PROBLEM DETAILS.
Show every line below where "styles" can be found.

DATA FOR PROCESSING.
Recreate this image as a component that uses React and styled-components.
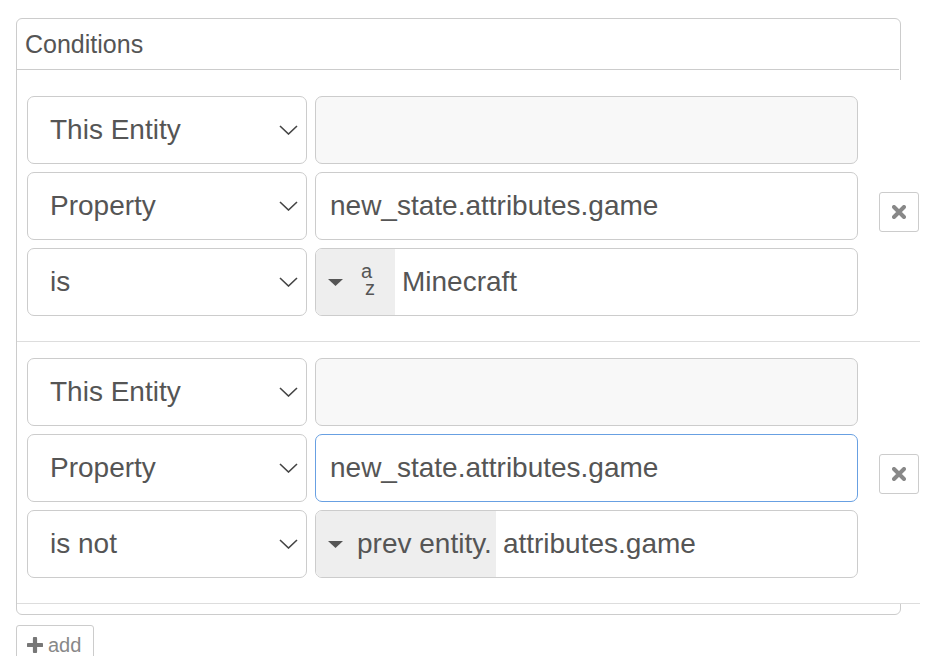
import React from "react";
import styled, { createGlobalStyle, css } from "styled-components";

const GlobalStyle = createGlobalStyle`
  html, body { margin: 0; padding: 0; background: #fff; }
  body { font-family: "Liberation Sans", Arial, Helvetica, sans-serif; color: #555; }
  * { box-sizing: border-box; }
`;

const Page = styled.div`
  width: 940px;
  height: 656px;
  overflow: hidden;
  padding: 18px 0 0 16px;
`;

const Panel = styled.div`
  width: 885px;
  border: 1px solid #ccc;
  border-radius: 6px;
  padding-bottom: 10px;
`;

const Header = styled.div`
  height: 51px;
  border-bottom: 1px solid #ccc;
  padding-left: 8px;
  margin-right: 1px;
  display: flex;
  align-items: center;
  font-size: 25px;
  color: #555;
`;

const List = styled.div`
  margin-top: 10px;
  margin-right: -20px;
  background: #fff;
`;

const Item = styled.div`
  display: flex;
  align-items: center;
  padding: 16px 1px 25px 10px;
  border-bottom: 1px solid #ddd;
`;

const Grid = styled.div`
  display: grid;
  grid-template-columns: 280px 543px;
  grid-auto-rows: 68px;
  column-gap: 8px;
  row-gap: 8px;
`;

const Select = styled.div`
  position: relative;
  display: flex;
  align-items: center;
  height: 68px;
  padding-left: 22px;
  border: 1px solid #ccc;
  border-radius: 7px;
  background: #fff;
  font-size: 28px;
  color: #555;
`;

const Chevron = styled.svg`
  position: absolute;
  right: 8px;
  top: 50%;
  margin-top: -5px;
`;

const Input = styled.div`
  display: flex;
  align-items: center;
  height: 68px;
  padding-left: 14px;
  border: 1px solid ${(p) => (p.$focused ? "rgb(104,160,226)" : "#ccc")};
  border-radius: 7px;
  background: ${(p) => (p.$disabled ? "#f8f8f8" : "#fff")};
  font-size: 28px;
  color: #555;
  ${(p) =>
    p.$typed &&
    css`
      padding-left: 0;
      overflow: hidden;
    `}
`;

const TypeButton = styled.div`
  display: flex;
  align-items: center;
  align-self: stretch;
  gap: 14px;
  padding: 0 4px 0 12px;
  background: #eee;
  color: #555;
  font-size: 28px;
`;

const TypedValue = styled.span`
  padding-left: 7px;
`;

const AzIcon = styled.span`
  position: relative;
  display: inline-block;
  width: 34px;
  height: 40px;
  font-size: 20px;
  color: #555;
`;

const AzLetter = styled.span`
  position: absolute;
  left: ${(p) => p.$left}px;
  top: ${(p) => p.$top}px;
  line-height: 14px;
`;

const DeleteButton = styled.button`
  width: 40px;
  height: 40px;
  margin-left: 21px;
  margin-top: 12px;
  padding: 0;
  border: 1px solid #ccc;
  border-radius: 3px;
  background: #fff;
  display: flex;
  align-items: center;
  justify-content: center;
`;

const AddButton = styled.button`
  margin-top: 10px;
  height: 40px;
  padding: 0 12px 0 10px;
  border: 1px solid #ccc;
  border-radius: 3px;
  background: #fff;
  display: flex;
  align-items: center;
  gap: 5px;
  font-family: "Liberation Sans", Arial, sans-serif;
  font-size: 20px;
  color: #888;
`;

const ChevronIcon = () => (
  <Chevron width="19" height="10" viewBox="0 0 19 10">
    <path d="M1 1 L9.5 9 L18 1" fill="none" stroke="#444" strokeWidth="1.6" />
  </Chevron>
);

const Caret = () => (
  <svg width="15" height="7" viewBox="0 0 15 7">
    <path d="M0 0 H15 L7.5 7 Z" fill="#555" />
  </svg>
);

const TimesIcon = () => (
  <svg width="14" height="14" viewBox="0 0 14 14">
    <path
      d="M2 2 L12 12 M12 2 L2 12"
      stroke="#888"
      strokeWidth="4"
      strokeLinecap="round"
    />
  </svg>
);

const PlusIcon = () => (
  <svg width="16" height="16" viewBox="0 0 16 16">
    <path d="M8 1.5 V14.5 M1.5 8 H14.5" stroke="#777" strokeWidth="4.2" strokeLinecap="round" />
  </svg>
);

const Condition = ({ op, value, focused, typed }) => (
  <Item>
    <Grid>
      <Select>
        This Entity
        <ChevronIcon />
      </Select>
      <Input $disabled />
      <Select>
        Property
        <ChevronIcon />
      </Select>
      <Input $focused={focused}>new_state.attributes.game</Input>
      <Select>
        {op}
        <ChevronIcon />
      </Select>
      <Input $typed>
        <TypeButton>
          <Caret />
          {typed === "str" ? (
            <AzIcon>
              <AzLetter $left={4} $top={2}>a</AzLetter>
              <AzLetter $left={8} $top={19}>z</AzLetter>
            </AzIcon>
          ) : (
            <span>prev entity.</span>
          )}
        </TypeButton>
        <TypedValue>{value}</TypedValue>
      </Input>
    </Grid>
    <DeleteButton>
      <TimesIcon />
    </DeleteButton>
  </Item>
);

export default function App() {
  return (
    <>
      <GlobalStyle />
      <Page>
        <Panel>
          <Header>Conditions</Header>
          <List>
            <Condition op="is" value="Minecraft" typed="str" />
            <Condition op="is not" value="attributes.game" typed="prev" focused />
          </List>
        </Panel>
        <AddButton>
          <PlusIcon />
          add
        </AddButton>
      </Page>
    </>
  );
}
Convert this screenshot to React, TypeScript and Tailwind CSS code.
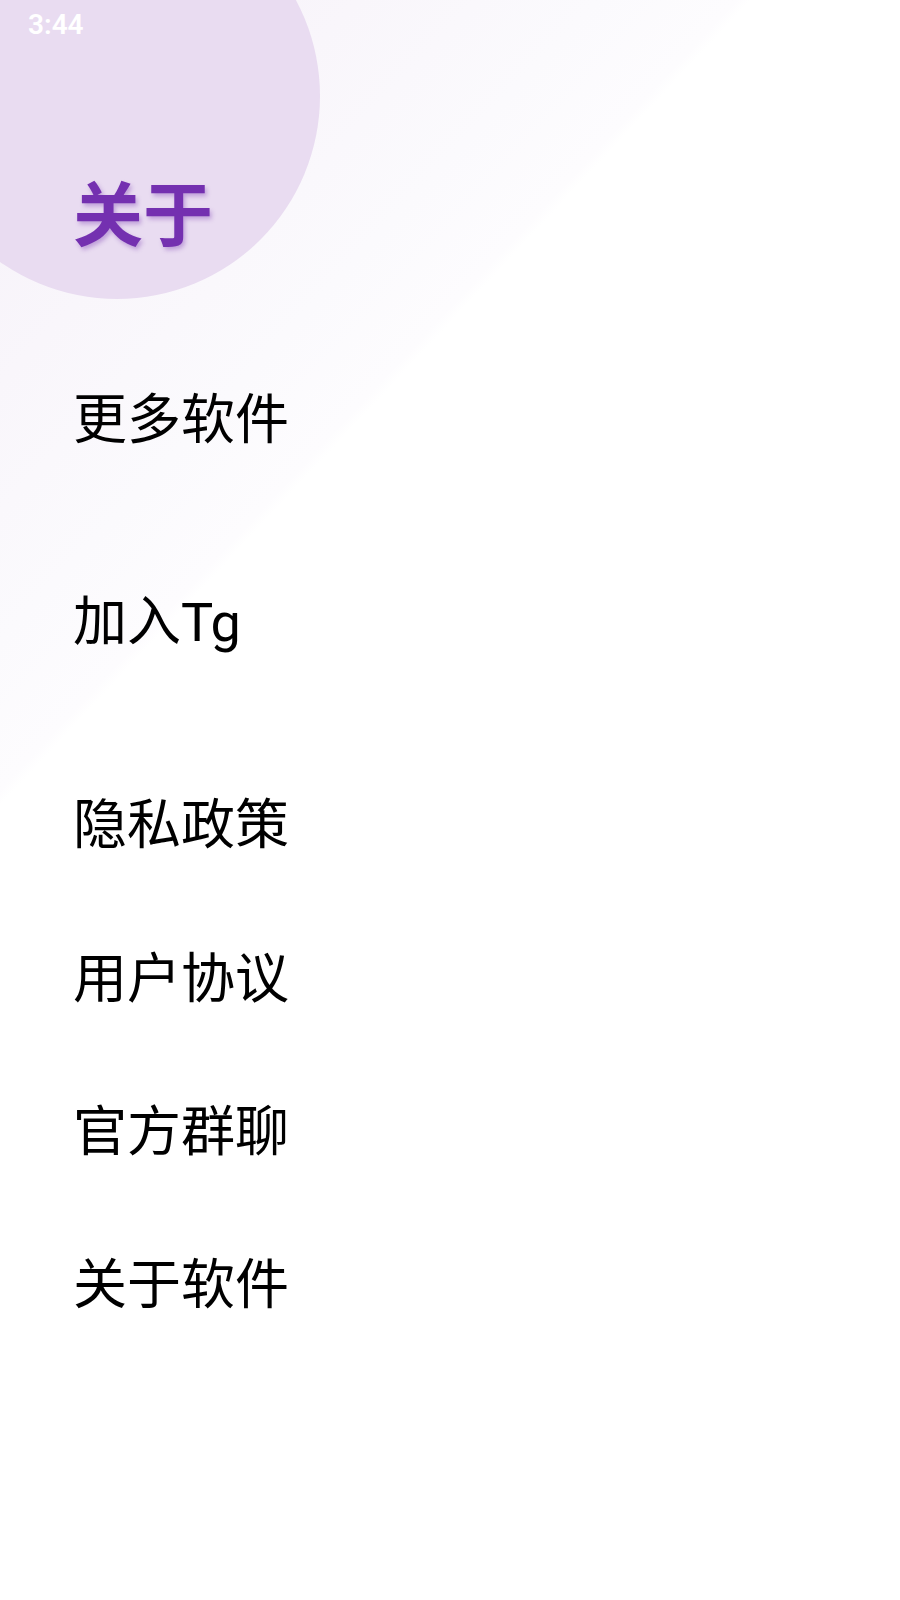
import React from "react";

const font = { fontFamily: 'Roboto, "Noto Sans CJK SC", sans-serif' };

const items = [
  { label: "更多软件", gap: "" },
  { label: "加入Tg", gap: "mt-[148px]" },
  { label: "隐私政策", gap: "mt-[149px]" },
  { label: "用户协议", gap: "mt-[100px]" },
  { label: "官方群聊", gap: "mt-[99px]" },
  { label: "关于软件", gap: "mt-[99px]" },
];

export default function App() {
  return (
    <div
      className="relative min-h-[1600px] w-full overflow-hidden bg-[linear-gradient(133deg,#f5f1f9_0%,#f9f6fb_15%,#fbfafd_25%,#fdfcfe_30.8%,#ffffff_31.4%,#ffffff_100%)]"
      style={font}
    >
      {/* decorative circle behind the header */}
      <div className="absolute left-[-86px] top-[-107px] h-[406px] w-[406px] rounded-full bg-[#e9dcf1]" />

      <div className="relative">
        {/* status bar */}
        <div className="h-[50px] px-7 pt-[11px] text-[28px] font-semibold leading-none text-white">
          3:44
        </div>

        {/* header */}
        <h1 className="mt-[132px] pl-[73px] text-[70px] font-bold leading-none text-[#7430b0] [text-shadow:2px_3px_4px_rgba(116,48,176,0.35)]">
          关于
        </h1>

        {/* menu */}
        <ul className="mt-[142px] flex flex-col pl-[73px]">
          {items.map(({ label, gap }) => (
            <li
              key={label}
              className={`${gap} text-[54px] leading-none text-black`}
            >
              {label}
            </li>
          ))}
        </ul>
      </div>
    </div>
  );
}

--

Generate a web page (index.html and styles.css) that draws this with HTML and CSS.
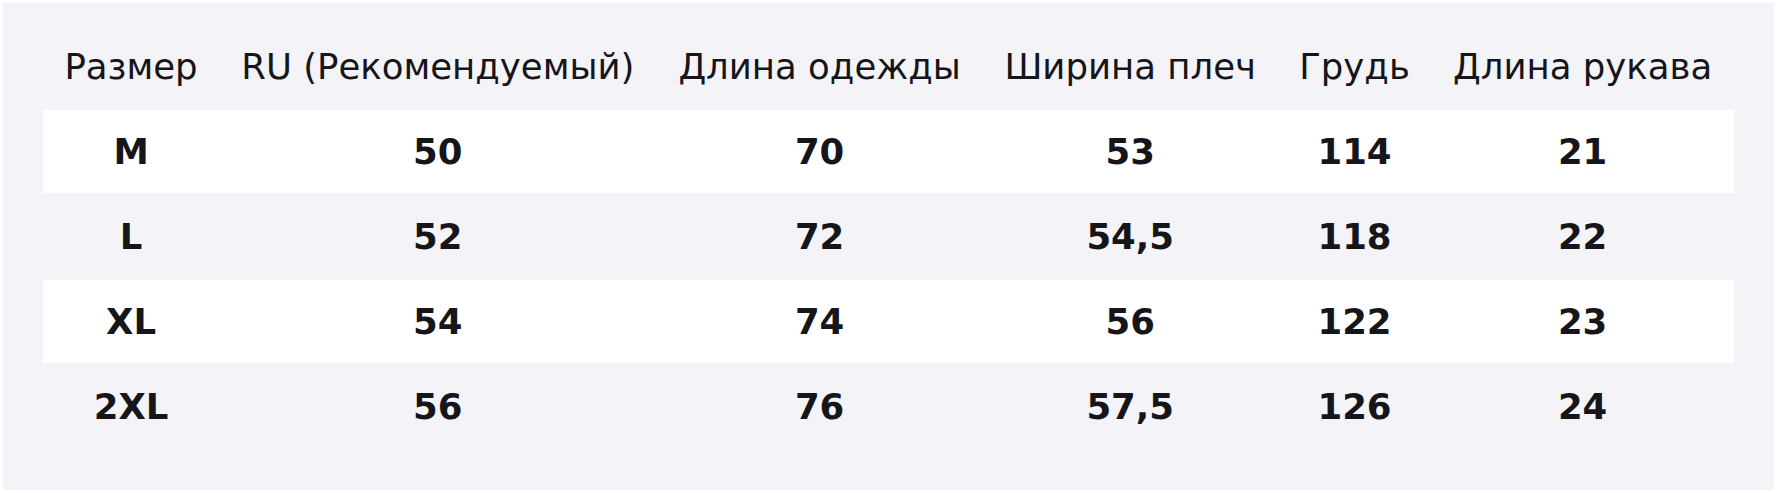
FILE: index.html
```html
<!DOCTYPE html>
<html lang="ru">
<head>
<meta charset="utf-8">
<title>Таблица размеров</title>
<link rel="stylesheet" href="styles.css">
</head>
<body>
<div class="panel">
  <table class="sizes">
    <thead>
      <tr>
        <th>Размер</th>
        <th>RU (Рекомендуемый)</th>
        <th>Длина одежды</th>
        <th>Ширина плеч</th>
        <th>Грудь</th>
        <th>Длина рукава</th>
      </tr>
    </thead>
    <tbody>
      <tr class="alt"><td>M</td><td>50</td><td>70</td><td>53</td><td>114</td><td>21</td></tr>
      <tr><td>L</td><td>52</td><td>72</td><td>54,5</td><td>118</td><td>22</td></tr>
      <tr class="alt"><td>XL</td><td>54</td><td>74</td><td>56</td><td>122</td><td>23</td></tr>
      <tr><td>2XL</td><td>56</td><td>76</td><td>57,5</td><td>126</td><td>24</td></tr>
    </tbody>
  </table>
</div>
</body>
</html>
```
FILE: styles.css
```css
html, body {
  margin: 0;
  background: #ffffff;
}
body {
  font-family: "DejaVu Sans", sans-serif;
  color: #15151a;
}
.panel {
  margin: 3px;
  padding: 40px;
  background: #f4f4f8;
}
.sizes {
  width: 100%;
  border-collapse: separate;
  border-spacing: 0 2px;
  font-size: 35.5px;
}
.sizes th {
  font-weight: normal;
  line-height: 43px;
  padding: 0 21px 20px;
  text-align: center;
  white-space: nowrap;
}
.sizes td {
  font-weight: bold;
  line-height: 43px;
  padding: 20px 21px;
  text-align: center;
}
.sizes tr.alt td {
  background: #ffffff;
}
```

--

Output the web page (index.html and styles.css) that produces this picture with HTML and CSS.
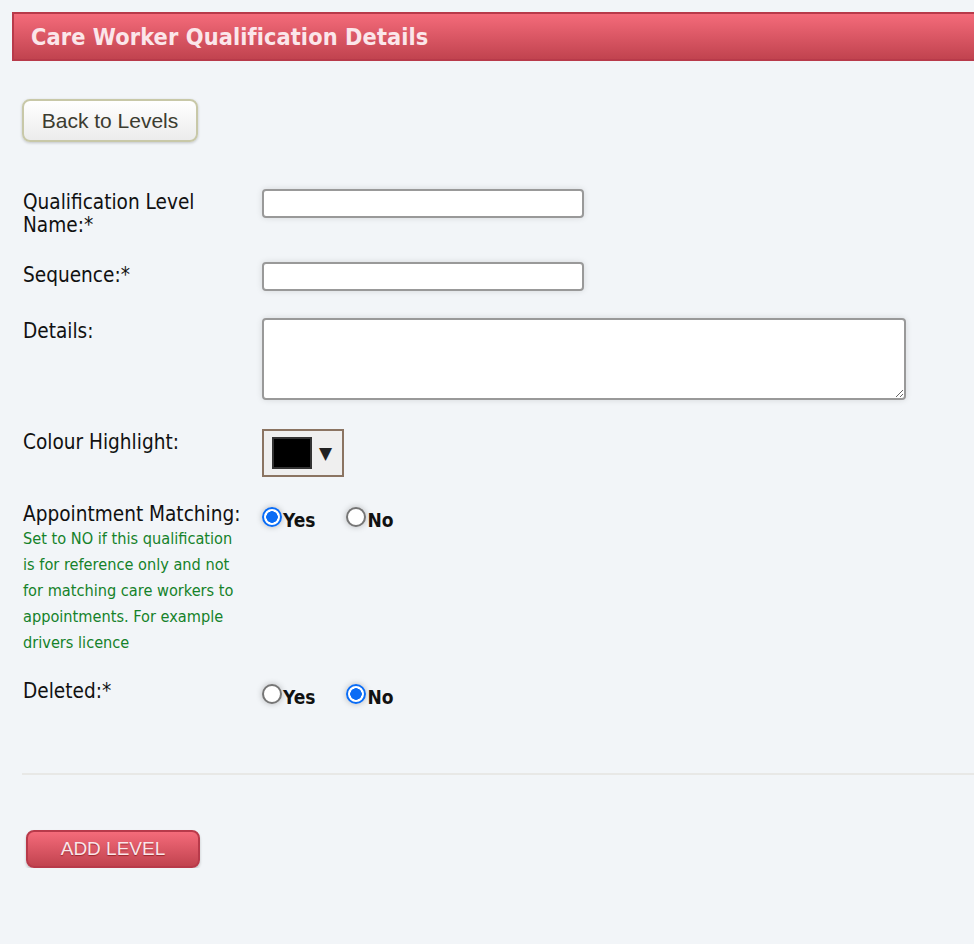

IN RESPONSE.
Generate a web page (index.html and styles.css) that draws this with HTML and CSS.
<link rel="stylesheet" href="styles.css">
FILE: styles.css
Output the web page (index.html and styles.css) that produces this picture with HTML and CSS.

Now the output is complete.